Another Mornin'. Simple as that, but these days that just strikes me unbelievable. Ya know, gettin' older, maybe things go wrong, the simplest thing; your back goes south, all of a sudden yer' down for three or four days and truthfully, you can't be too sure it's comin' back . (No pun intended.)
I was talkin' with a friend last night, about some of our friends that passed away, and how amazin' it is, that one minute we're here, next minute we're gone and life goes on. To me, this is, truly and simply amazin'! And, it just made me think about this little weblog I started.

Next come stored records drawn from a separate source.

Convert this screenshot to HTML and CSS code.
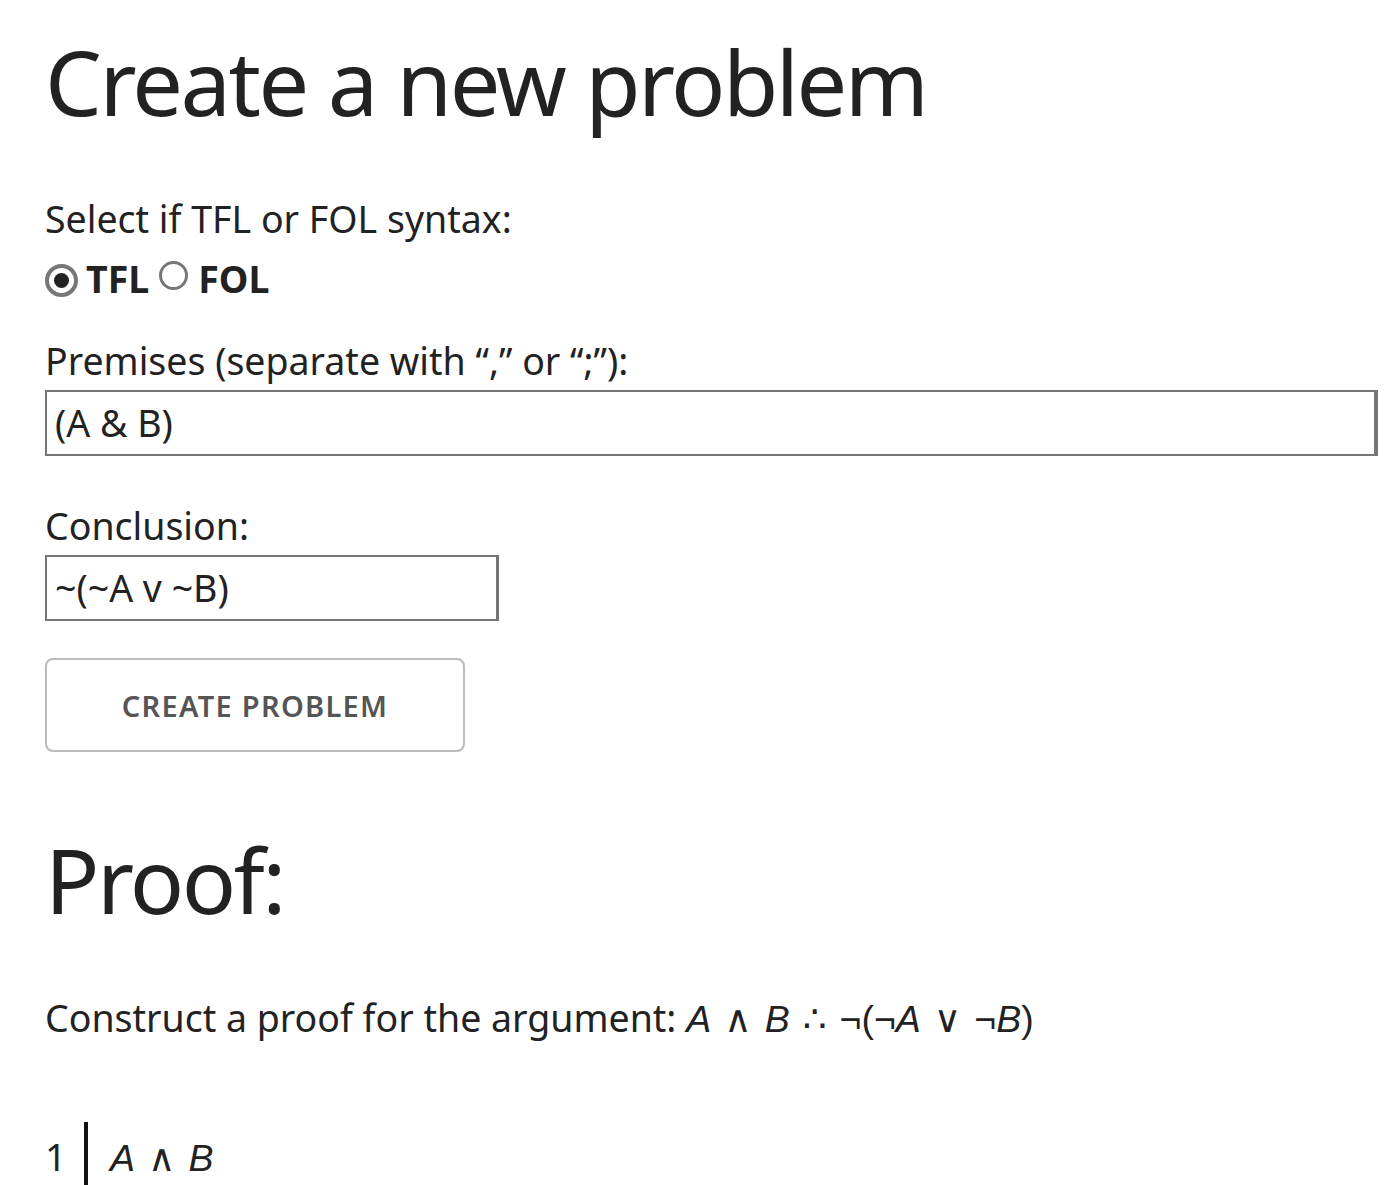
FILE: index.html
```html
<!DOCTYPE html>
<html>
<head>
<meta charset="utf-8">
<link rel="stylesheet" href="styles.css">
</head>
<body>
<div class="page">
  <h1 class="title">Create a new problem</h1>
  <div class="label first">Select if TFL or FOL syntax:</div>
  <div class="radios">
    <span class="radio checked"></span><span class="opt">TFL</span>
    <span class="radio second"></span><span class="opt fol">FOL</span>
  </div>
  <div class="label prem">Premises (separate with “,” or “;”):</div>
  <div class="input wide">(A &amp; B)</div>
  <div class="label concl">Conclusion:</div>
  <div class="input narrow">~(~A v ~B)</div>
  <button class="btn">CREATE PROBLEM</button>
  <h1 class="title proof">Proof:</h1>
  <p class="arg">Construct a proof for the argument: <span class="m"><i>A</i><span class="op">∧</span><i>B</i><span class="op">∴</span>¬(¬<i>A</i><span class="op">∨</span>¬<i>B</i>)</span></p>
  <div class="line">
    <span class="num">1</span>
    <span class="bar"></span>
    <span class="m formula"><i>A</i><span class="op">∧</span><i>B</i></span>
  </div>
</div>
</body>
</html>
```
FILE: styles.css
```css
html, body { margin: 0; padding: 0; background: #fff; }
body { font-family: "Noto Sans", "Open Sans", sans-serif; color: #222; overflow: hidden; }
.page { padding: 0 10px 0 45px; font-size: 37.5px; line-height: 1.5; }
.title { font-weight: 400; font-size: 90px; line-height: 1; letter-spacing: -2.5px; margin: 0; padding-top: 36px; }
.label.first { margin-top: 65px; }
.radios { display: flex; align-items: center; margin-top: 4px; }
.radio { border-radius: 50%; display: inline-flex; align-items: center; justify-content: center; box-sizing: border-box; }
.radio.checked { width: 33px; height: 33px; border: 4px solid #777; margin-top: 2px; }
.radio.checked::after { content: ""; width: 15px; height: 15px; background: #222; border-radius: 50%; }
.radio.second { width: 29px; height: 29px; border: 3px solid #777; margin-left: 10px; margin-bottom: 7px; }
.opt { font-weight: 700; margin-left: 8px; }
.opt.fol { margin-left: 10px; }
.label.prem { margin-top: 25px; }
.input { border: 2px solid #767676; border-right-width: 3px; height: 66px; box-sizing: border-box; padding: 0 8px; display: flex; align-items: center; margin-top: 1px; }
.wide { width: 1333px; border-right-width: 4px; }
.narrow { width: 454px; }
.label.concl { margin-top: 42px; }
.btn { display: block; margin-top: 37px; width: 420px; height: 94px; background: #fff; border: 2px solid #bbb; border-radius: 8px; font-family: inherit; font-size: 29px; letter-spacing: 1.3px; color: #555; font-weight: 600; padding: 0; }
.proof { padding-top: 82px; }
.arg { margin: 66px 0 0; }
.m { font-family: "Liberation Sans", "DejaVu Sans", sans-serif; font-size: 37.5px; }
.m i { font-style: italic; }
.op { margin: 0 13px; }
.line { display: flex; align-items: flex-start; margin-top: 75px; }
.num { margin-top: 7px; width: 39px; }
.bar { width: 4px; height: 70px; background: #111; margin-right: 22px; }
.formula { margin-top: 8px; }
```
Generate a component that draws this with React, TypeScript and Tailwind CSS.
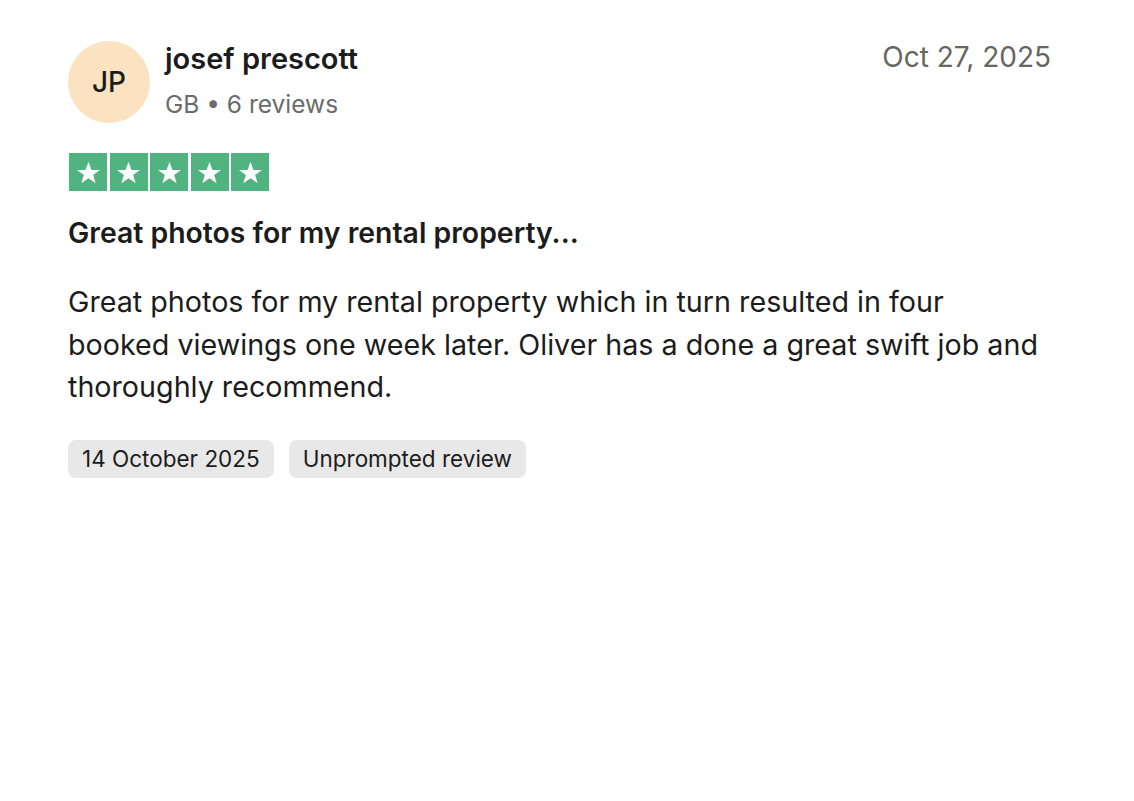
const FONT = "font-['Inter',_'Noto_Sans',_sans-serif]";

function Star() {
  return (
    <div className="flex h-[38px] w-[38px] items-center justify-center bg-[#51b37f]">
      <svg viewBox="0 0 24 24" className="h-[27px] w-[27px]" fill="white">
        <path d="M12 2.5l2.6 7.2h7.6l-6.1 4.5 2.3 7.3L12 17l-6.4 4.5 2.3-7.3-6.1-4.5h7.6z" />
      </svg>
    </div>
  );
}

export default function App() {
  return (
    <div className={`min-h-screen bg-white ${FONT} text-[#1c1c1c]`}>
      <div className="w-[1051px] pl-[68px] pt-[39px]">
        {/* Header */}
        <div className="flex items-start justify-between">
          <div className="flex items-center gap-[15px]">
            <div className="flex h-[82px] w-[82px] items-center justify-center rounded-full bg-[#fbe3c1] text-[28px] font-medium text-[#1c1c1c]">
              JP
            </div>
            <div className="flex flex-col gap-[5px]">
              <div className="text-[29px] font-semibold leading-[40px]">josef prescott</div>
              <div className="text-[24.5px] leading-[40px] text-[#6b6b6b]">GB • 6 reviews</div>
            </div>
          </div>
          <div className="text-[28px] leading-[36px] text-[#666660]">Oct 27, 2025</div>
        </div>

        {/* Stars */}
        <div className="mt-[29px] flex gap-[2.5px] pl-[1px]">
          <Star />
          <Star />
          <Star />
          <Star />
          <Star />
        </div>

        <h2 className="mt-[23px] text-[28.4px] font-semibold leading-[38px]">
          Great photos for my rental property...
        </h2>

        <p className="mt-[29px] text-[28.7px] leading-[42.5px]">
          Great photos for my rental property which in turn resulted in four booked viewings one week
          later. Oliver has a done a great swift job and thoroughly recommend.
        </p>

        <div className="mt-[31px] flex gap-[15px]">
          <span className="rounded-[8px] bg-[#e8e8e8] px-[14px] text-[22.5px] leading-[38px]">14 October 2025</span>
          <span className="rounded-[8px] bg-[#e8e8e8] px-[14px] text-[22.5px] leading-[38px]">Unprompted review</span>
        </div>
      </div>
    </div>
  );
}
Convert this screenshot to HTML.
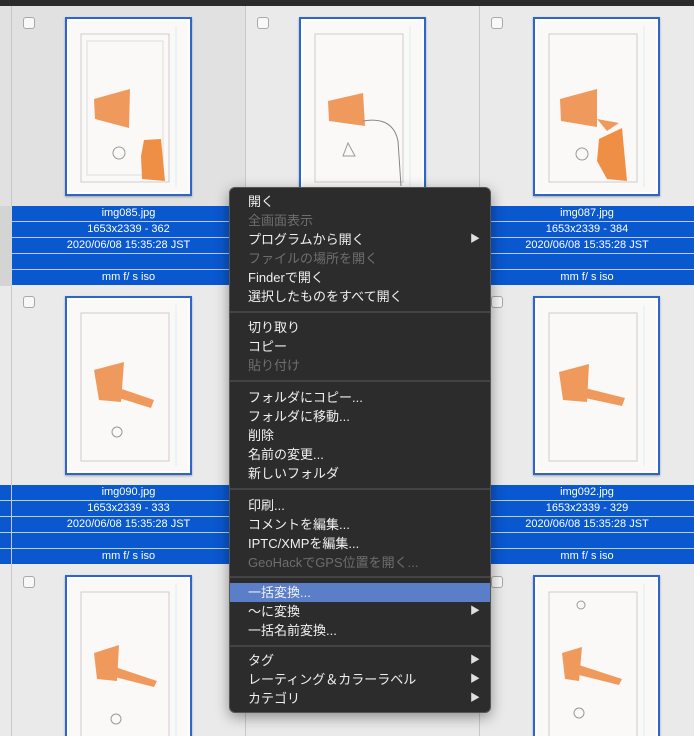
<!DOCTYPE html>
<html><head><meta charset="utf-8"><style>
*{margin:0;padding:0;box-sizing:border-box}
html,body{width:694px;height:736px;overflow:hidden}
body{background:#eaeaea;position:relative;font-family:"Liberation Sans","Noto Sans CJK JP",sans-serif}
.a{position:absolute}
.top{left:0;top:0;width:694px;height:6px;background:#2b2b2b}
.vl{top:6px;width:1px;height:730px;background:#c8c8c8}
.cb{width:12px;height:12px;border:1px solid #a8a8a8;border-radius:3px;background:#f8f8f8}
.th{width:127px;height:179px;border:2px solid #2d66c8;background:#fff;padding:2px;box-shadow:0 1px 2px rgba(0,0,0,.3)}
.th svg{display:block;width:119px;height:171px}
.lb{height:15px;background:#0a58d0;color:#fff;font-size:11px;line-height:15px;text-align:center}
.menu{left:229px;top:187px;width:262px;height:526px;background:#2c2c2c;border-radius:6px;border:1px solid #555;box-shadow:0 4px 14px rgba(0,0,0,.4)}
.mi{position:absolute;left:18px;font-size:13px;color:#f0f0f0;line-height:19px;height:19px}
.dis{color:#6e6e6e}
.sep{position:absolute;left:0;width:260px;height:2px;background:#444}
.hl{position:absolute;left:0;top:395px;width:260px;height:19px;background:#5a7fc8}
.arr{position:absolute;left:240px;font-size:10px;color:#e0e0e0;line-height:19px}
</style></head><body>
<div class="a top"></div>
<div class="a" style="left:0;top:6px;width:245px;height:200px;background:#e1e1e1"></div>
<div class="a vl" style="left:11px"></div>
<div class="a vl" style="left:245px"></div>
<div class="a vl" style="left:479px"></div>

<div class="a" style="left:0;top:206px;width:12px;height:80px;background:#d4d4d4"></div>
<div class="a" style="left:12px;top:206px;width:682px;height:79px;background:#0a58d0"></div>
<div class="a" style="left:0;top:485px;width:694px;height:79px;background:#0a58d0"></div>

<div class="a cb" style="left:23px;top:17px"></div>
<div class="a cb" style="left:257px;top:17px"></div>
<div class="a cb" style="left:491px;top:17px"></div>

<div class="a th" style="left:65px;top:17px"><svg viewBox="0 0 119 171"><rect width="119" height="171" fill="#fbf9f8"/><rect x="12" y="13" width="88" height="148" fill="none" stroke="#ccc"/><rect x="18" y="20" width="76" height="134" fill="none" stroke="#ddd"/><line x1="107" y1="5" x2="107" y2="166" stroke="#d8eef0"/><polygon points="25,78 61,68 60,107 26,98" fill="#ef9a5c"/><polygon points="75,119 92,118 96,160 73,158 72,135" fill="#ef8f45"/><circle cx="50" cy="132" r="6" fill="none" stroke="#999"/></svg></div>
<div class="a th" style="left:299px;top:17px"><svg viewBox="0 0 119 171"><rect width="119" height="171" fill="#fbf9f8"/><rect x="12" y="13" width="88" height="148" fill="none" stroke="#ccc"/><line x1="107" y1="5" x2="107" y2="166" stroke="#d8eef0"/><polygon points="25,80 60,72 62,105 26,100" fill="#ef9a5c"/><path d="M60 100 Q90 95 95 120 L98 165" fill="none" stroke="#888"/><polygon points="45,122 52,135 40,135" fill="none" stroke="#999"/></svg></div>
<div class="a th" style="left:533px;top:17px"><svg viewBox="0 0 119 171"><rect width="119" height="171" fill="#fbf9f8"/><rect x="12" y="13" width="88" height="148" fill="none" stroke="#ccc"/><line x1="107" y1="5" x2="107" y2="166" stroke="#d8eef0"/><polygon points="23,78 60,68 60,106 24,100" fill="#ef9a5c"/><polygon points="60,98 82,102 70,110" fill="#ef9a5c"/><polygon points="62,118 85,107 90,160 70,158 60,140" fill="#ef8f45"/><circle cx="45" cy="133" r="6" fill="none" stroke="#999"/></svg></div>

<div class="a" style="left:12px;top:206px;width:233px">
<div class="lb" style="margin-bottom:1px">img085.jpg</div><div class="lb" style="margin-bottom:1px">1653x2339 - 362</div><div class="lb" style="margin-bottom:1px">2020/06/08 15:35:28 JST</div><div class="lb" style="margin-bottom:1px"></div><div class="lb">mm f/ s iso</div>
</div>
<div class="a" style="left:480px;top:206px;width:214px">
<div class="lb" style="margin-bottom:1px">img087.jpg</div><div class="lb" style="margin-bottom:1px">1653x2339 - 384</div><div class="lb" style="margin-bottom:1px">2020/06/08 15:35:28 JST</div><div class="lb" style="margin-bottom:1px"></div><div class="lb">mm f/ s iso</div>
</div>
<div class="a" style="left:12px;top:221px;width:682px;height:1px;background:#b9cdf0"></div>
<div class="a" style="left:12px;top:237px;width:682px;height:1px;background:#b9cdf0"></div>
<div class="a" style="left:12px;top:253px;width:682px;height:1px;background:#b9cdf0"></div>
<div class="a" style="left:12px;top:269px;width:682px;height:1px;background:#b9cdf0"></div>

<div class="a cb" style="left:23px;top:296px"></div>
<div class="a cb" style="left:257px;top:296px"></div>
<div class="a cb" style="left:491px;top:296px"></div>
<div class="a th" style="left:65px;top:296px"><svg viewBox="0 0 119 171"><rect width="119" height="171" fill="#fbf9f8"/><rect x="12" y="13" width="88" height="148" fill="none" stroke="#ccc"/><line x1="107" y1="5" x2="107" y2="166" stroke="#d8eef0"/><polygon points="25,70 55,62 52,102 30,100" fill="#ef9a5c"/><polygon points="50,88 85,100 82,108 50,98" fill="#ef9a5c"/><circle cx="48" cy="132" r="5" fill="none" stroke="#999"/></svg></div>
<div class="a th" style="left:299px;top:296px"><svg viewBox="0 0 119 171"><rect width="119" height="171" fill="#fbf9f8"/><rect x="12" y="13" width="88" height="148" fill="none" stroke="#ccc"/><polygon points="25,70 55,62 52,102 30,100" fill="#ef9a5c"/></svg></div>
<div class="a th" style="left:533px;top:296px"><svg viewBox="0 0 119 171"><rect width="119" height="171" fill="#fbf9f8"/><rect x="12" y="13" width="88" height="148" fill="none" stroke="#ccc"/><line x1="107" y1="5" x2="107" y2="166" stroke="#d8eef0"/><polygon points="22,72 52,64 50,102 26,100" fill="#ef9a5c"/><polygon points="48,88 88,98 85,106 48,98" fill="#ef9a5c"/></svg></div>

<div class="a" style="left:12px;top:485px;width:233px">
<div class="lb" style="margin-bottom:1px">img090.jpg</div><div class="lb" style="margin-bottom:1px">1653x2339 - 333</div><div class="lb" style="margin-bottom:1px">2020/06/08 15:35:28 JST</div><div class="lb" style="margin-bottom:1px"></div><div class="lb">mm f/ s iso</div>
</div>
<div class="a" style="left:480px;top:485px;width:214px">
<div class="lb" style="margin-bottom:1px">img092.jpg</div><div class="lb" style="margin-bottom:1px">1653x2339 - 329</div><div class="lb" style="margin-bottom:1px">2020/06/08 15:35:28 JST</div><div class="lb" style="margin-bottom:1px"></div><div class="lb">mm f/ s iso</div>
</div>
<div class="a" style="left:0;top:500px;width:694px;height:1px;background:#b9cdf0"></div>
<div class="a" style="left:0;top:516px;width:694px;height:1px;background:#b9cdf0"></div>
<div class="a" style="left:0;top:532px;width:694px;height:1px;background:#b9cdf0"></div>
<div class="a" style="left:0;top:548px;width:694px;height:1px;background:#b9cdf0"></div>
<div class="a" style="left:11px;top:485px;width:1px;height:79px;background:#c8c8c8"></div>

<div class="a cb" style="left:23px;top:576px"></div>
<div class="a cb" style="left:491px;top:576px"></div>
<div class="a th" style="left:65px;top:575px"><svg viewBox="0 0 119 171"><rect width="119" height="171" fill="#fbf9f8"/><rect x="12" y="13" width="88" height="148" fill="none" stroke="#ccc"/><line x1="107" y1="5" x2="107" y2="166" stroke="#d8eef0"/><polygon points="25,74 50,66 48,102 28,100" fill="#ef9a5c"/><polygon points="46,88 88,102 85,108 46,98" fill="#ef9a5c"/><circle cx="47" cy="140" r="5" fill="none" stroke="#999"/></svg></div>
<div class="a th" style="left:533px;top:575px"><svg viewBox="0 0 119 171"><rect width="119" height="171" fill="#fbf9f8"/><rect x="12" y="13" width="88" height="148" fill="none" stroke="#ccc"/><line x1="107" y1="5" x2="107" y2="166" stroke="#d8eef0"/><polygon points="25,74 45,68 42,102 28,100" fill="#ef9a5c"/><polygon points="42,86 85,100 82,106 42,96" fill="#ef9a5c"/><circle cx="44" cy="26" r="4" fill="none" stroke="#999"/><circle cx="42" cy="134" r="5" fill="none" stroke="#999"/></svg></div>

<div class="a menu">
<div class="hl"></div>
<div class="mi" style="top:4px">開く</div>
<div class="mi dis" style="top:23px">全画面表示</div>
<div class="mi" style="top:42px">プログラムから開く</div><div class="arr" style="top:42px">▶</div>
<div class="mi dis" style="top:61px">ファイルの場所を開く</div>
<div class="mi" style="top:80px">Finderで開く</div>
<div class="mi" style="top:99px">選択したものをすべて開く</div>
<div class="sep" style="top:123px"></div>
<div class="mi" style="top:130px">切り取り</div>
<div class="mi" style="top:149px">コピー</div>
<div class="mi dis" style="top:168px">貼り付け</div>
<div class="sep" style="top:192px"></div>
<div class="mi" style="top:200px">フォルダにコピー...</div>
<div class="mi" style="top:219px">フォルダに移動...</div>
<div class="mi" style="top:238px">削除</div>
<div class="mi" style="top:257px">名前の変更...</div>
<div class="mi" style="top:276px">新しいフォルダ</div>
<div class="sep" style="top:300px"></div>
<div class="mi" style="top:308px">印刷...</div>
<div class="mi" style="top:327px">コメントを編集...</div>
<div class="mi" style="top:346px">IPTC/XMPを編集...</div>
<div class="mi dis" style="top:365px">GeoHackでGPS位置を開く...</div>
<div class="sep" style="top:388px"></div>
<div class="mi" style="top:395px">一括変換...</div>
<div class="mi" style="top:414px">〜に変換</div><div class="arr" style="top:414px">▶</div>
<div class="mi" style="top:433px">一括名前変換...</div>
<div class="sep" style="top:457px"></div>
<div class="mi" style="top:463px">タグ</div><div class="arr" style="top:463px">▶</div>
<div class="mi" style="top:482px">レーティング＆カラーラベル</div><div class="arr" style="top:482px">▶</div>
<div class="mi" style="top:501px">カテゴリ</div><div class="arr" style="top:501px">▶</div>
</div>
</body></html>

Anyway, whether or not, any of this is good for anyone else, I consider it a gift for myself. A chance to invite somethin' larger into my life. And, it does strike me as a kind of guerilla warfare. There's a part of me, keeps wantin' to isolate myself from the "whole of things", make sure I acheive my little objectives. And, another part, seems to know, that that's a lonely path, with a ton of questions and very few good answers. And that part, the larger part, keeps blowin' up the bridges, that tie my little schemes together, hopin' I might just stop and look at the larger picture.
It's not that "my little schemes" don't have a place, but, for wisdom, mercy and kindness, somethin' just don't want me, get lost in 'em, 'cause it's that bigger picture, only makes real sense of our comin' and goin'. And, it's that sense of things, that really allows us to enjoy our time here and appreciate the gift it is.